Meet Samson Ngaibona, 39, the director of Benz-Vi School in Bangui, the capital of Central African Republic. The school of more than 1000 students had to close its doors due to the massive violent eruptions from December 5, 2013, to March 19 this year. Despite the conflict and unpaid salaries, the enthusiastic teacher has been able to keep the school functioning since then, with rehabilitation support by Finn Church Aid.
How many students do you now have in the school?
“Now, after the rehabilitation work done by Finn Church Aid, the school population is back to the average of 1579 students, which it had before the escalation of the conflict. We now have between 50 and 60 people per classroom. Thanks to the rehabilitation, classrooms are now less crowded, and teachers feel more comfortable and professional in their duties.”
How does the ongoing conflict affect your staff and students? How about the school functions?

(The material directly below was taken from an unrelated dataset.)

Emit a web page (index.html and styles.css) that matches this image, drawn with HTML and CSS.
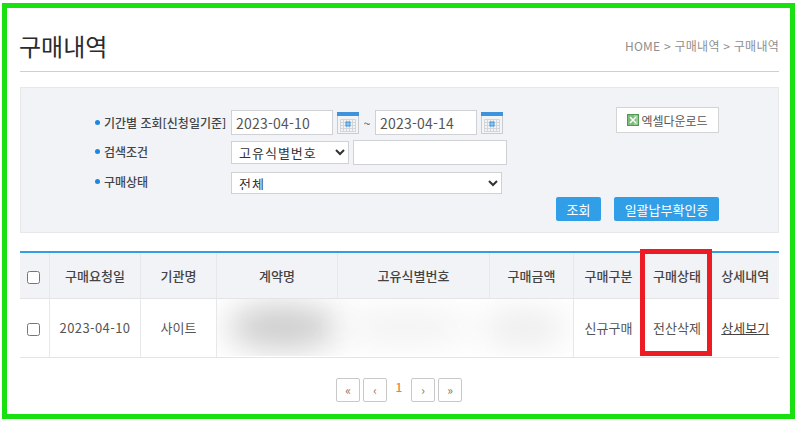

“In the spring, the first problem was security, so schools were not accessible. Then, the reality was that many children had witnessed the death of one or both parents and kept their trauma inside. Also, the lack of materials, such as pencils and textbooks were a big impediment to good pedagogy.” “In fact, with the collapse of the state authority, Benz-Vi missed teh state’s essential contribution in order to allow the school to function.“
How is it possible to guarantee the quality of education in difficult circumstances?
“Teachers, despite having their salaries resumed, are still waiting for their salaries from previous months. Nevertheless, most of them came to school to teach during the violence, even for just a few children present, as they were driven by a strong sense of patriotism and affection for the children, and respect for the school institution.”
How did you, yourself came to work in the field of education?
“I was born in Koumra, Chad, where my parents emigrated in order to find a living. I had a vocation there when I was 12 years old. I followed the example of my own teachers in Chad, who pushed and motivated me to become a teacher myself. Since then, I always praised the God for that moment and now I am happy and thankful.” “I came back to Bangui in 1990, and since September 2008 I’ve become a director at Benz-Vi School. I’m really proud of being a good example for the children.”
What is the main thing that you hope children learn in your school?
“Around 10 of my previous students have now become good state officials in different fields. For me, it is like cultivating a good tree, to prepare future state officers with a great sense of dignity, love for the people, sense of loyalty and values with solid integrity. So that one day they can replace me in my position and participate in the development of CAR.” “To teach children how to read and write is my duty, I am sad, when I see children that do not come to school, and I do my best to encourage as many of them as possible to attend.”